Work to complete >> Search the listing below for the string "size" and copy every line where it occurs.

* begin Information provided *

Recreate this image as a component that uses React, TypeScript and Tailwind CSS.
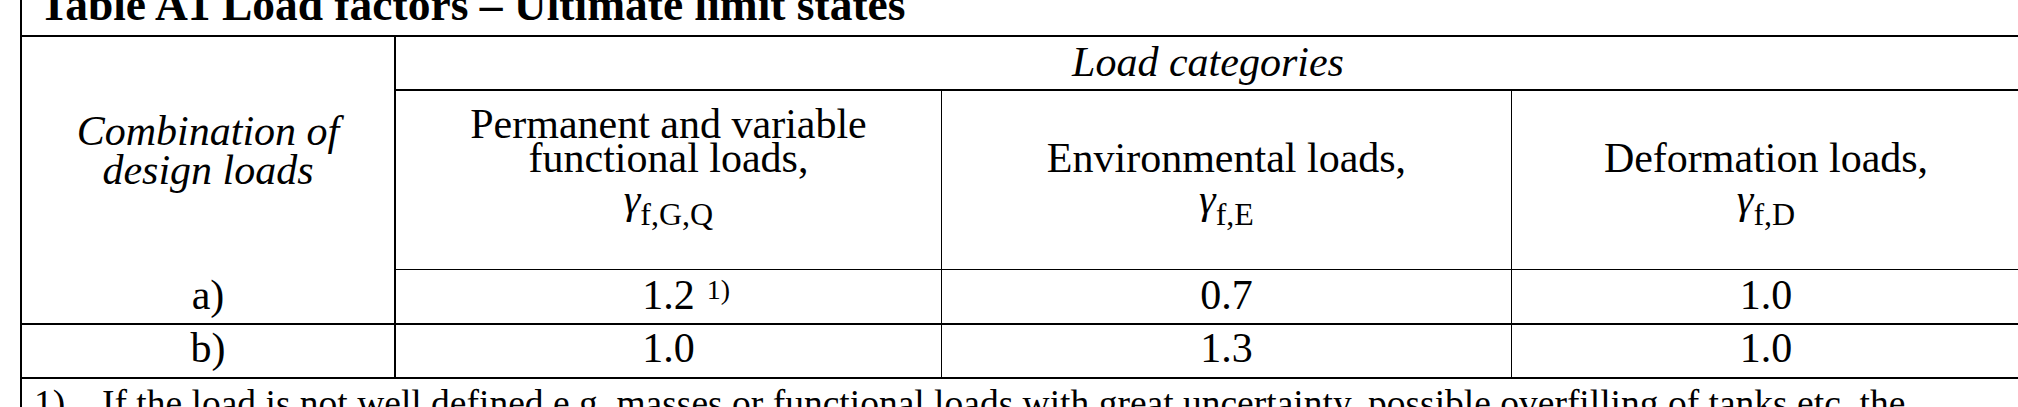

* end Information provided *
* begin Information provided *

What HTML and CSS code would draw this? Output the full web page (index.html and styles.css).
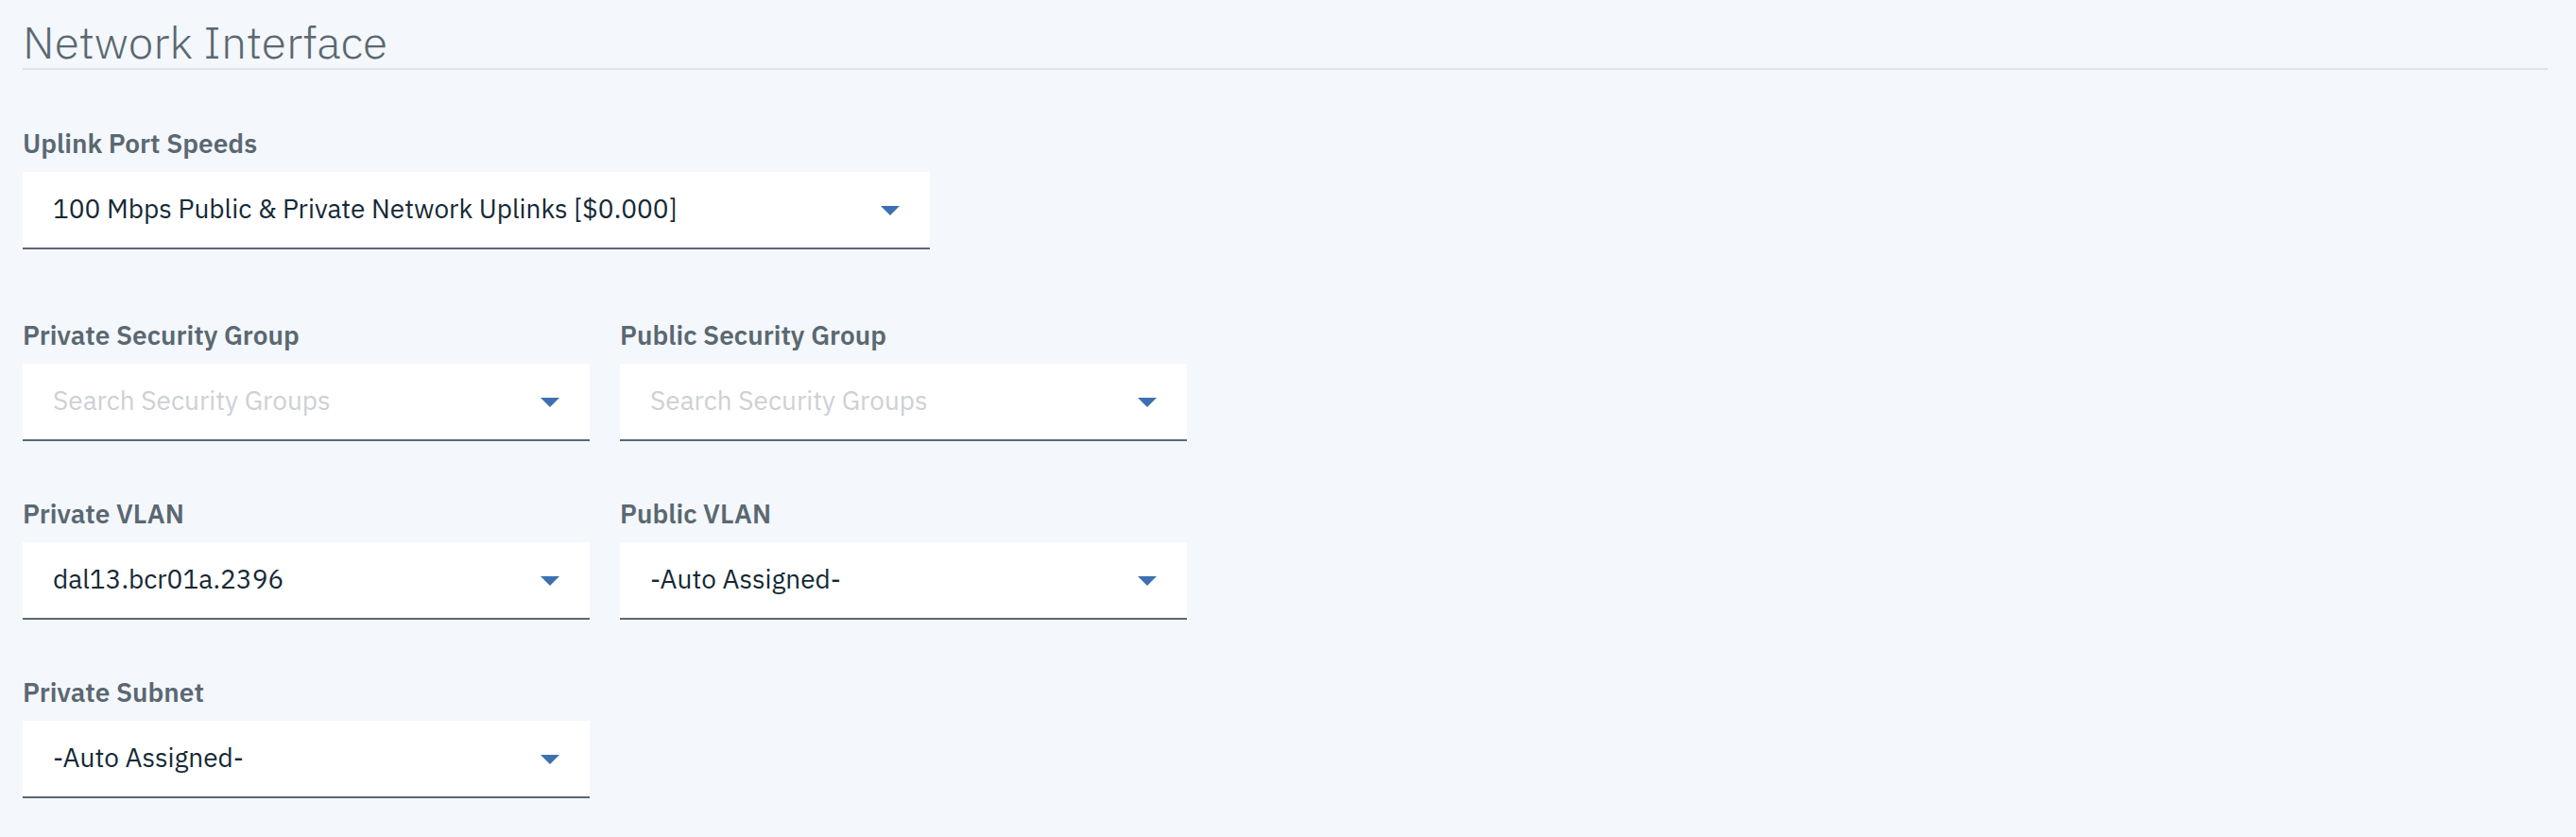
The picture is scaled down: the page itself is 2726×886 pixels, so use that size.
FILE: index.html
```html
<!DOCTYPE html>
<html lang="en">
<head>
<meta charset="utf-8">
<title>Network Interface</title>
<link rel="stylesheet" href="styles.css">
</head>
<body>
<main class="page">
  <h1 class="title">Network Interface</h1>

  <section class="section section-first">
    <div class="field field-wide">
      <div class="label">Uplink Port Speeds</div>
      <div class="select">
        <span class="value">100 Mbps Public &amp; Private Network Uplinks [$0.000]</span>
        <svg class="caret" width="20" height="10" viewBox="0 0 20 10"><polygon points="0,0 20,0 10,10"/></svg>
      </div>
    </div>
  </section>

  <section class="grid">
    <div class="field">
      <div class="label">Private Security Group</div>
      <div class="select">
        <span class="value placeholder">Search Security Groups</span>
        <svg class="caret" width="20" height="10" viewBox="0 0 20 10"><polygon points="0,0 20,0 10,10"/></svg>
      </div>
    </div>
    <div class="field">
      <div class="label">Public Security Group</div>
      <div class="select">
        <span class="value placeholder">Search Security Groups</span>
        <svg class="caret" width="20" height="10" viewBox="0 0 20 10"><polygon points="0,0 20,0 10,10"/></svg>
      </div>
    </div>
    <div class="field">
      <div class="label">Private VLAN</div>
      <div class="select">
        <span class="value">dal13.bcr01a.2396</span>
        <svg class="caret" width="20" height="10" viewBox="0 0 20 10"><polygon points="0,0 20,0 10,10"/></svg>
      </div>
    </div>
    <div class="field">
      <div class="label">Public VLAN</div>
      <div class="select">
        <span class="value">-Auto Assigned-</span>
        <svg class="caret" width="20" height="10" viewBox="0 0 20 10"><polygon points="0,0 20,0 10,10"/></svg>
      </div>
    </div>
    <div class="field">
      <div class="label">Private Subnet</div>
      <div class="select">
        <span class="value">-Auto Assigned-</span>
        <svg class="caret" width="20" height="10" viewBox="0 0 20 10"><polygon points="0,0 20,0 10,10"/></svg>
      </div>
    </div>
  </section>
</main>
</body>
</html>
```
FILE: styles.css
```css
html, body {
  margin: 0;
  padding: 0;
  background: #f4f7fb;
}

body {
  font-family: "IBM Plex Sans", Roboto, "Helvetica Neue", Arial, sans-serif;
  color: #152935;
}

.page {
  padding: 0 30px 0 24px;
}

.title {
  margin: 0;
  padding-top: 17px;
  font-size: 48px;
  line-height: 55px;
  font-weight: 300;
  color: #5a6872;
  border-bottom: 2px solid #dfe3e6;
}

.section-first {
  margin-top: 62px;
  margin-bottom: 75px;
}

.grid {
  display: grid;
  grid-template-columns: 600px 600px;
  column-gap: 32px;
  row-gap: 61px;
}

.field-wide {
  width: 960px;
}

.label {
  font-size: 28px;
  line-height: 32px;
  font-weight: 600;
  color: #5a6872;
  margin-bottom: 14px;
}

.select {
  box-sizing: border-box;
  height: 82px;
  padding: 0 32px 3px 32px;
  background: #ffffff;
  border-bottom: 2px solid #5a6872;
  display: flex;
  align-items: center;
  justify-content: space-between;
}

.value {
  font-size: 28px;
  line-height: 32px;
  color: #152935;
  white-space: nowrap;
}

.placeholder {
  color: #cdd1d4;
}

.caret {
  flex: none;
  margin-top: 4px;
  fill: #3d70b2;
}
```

* end Information provided *

Solution for this problem >>
The picture is scaled down: the page itself is 2726×886 pixels, so use that size.
  font-size: 48px;
  font-size: 28px;
  font-size: 28px;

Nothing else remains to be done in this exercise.